By IANS,
New Delhi : The excise and service tax cut announced by the government Tuesday will heighten concern about India’s large public debt and result in higher fiscal deficit, the research arm of global rating agency Moody’s said Wednesday.
Excise and service tax was cut by 2 percentage points, while the previously announced 4 percentage point reduction in excise duty was extended beyond this fiscal year.
“Although the tax cuts will inject much needed support into the economy, they may heighten concerns about the country’s already large public debt. The fiscal deficit is set to end up much larger than the official projection,” said Sherman Chan, economist with Moody’s Economy.com.
“The alarming fiscal position will put upward pressure on funding costs. Investor confidence, which has already been hurt by the global financial turmoil, is set to further weaken as the government struggles to manage the fiscal imbalance,” she said.
Investment growth is set to slow notably this year. Capital outflows are also likely to continue in coming months, putting downward pressure on the rupee.

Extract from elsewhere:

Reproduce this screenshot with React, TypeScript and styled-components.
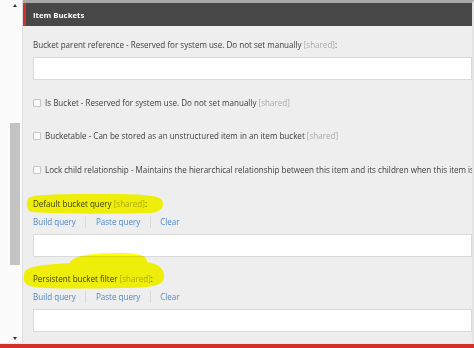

Moody’s Economy.com expects the rupee to linger around $49 at least until midyear.
According to the research agency, India’s growth momentum is easing, and policymakers have to support the economy. However, it noted, the Reserve Bank of India (RBI) ought to take steps to revive the economy as the government was cash-strapped.
“For growth to remain strong, the central bank needs to ensure ample liquidity and low interest rates. Inflation has markedly decelerated in recent weeks, and interest rates must follow suit to maintain a loose monetary policy stance. The RBI is expected to keep trimming the repo rate in coming months, to 4 percent or even lower,” Chan said.
Moody’s expects the GDP numbers for the December and March quarters to be downbeat. Growth in the previous quarter, which will be revealed later this week, is likely decelerate sharply to around 6.1 percent year on year, it said.
Moody’s Economy.com forecasts a further slowdown in the March quarter, which should take annual growth to around 6.8 percent for 2008-2009.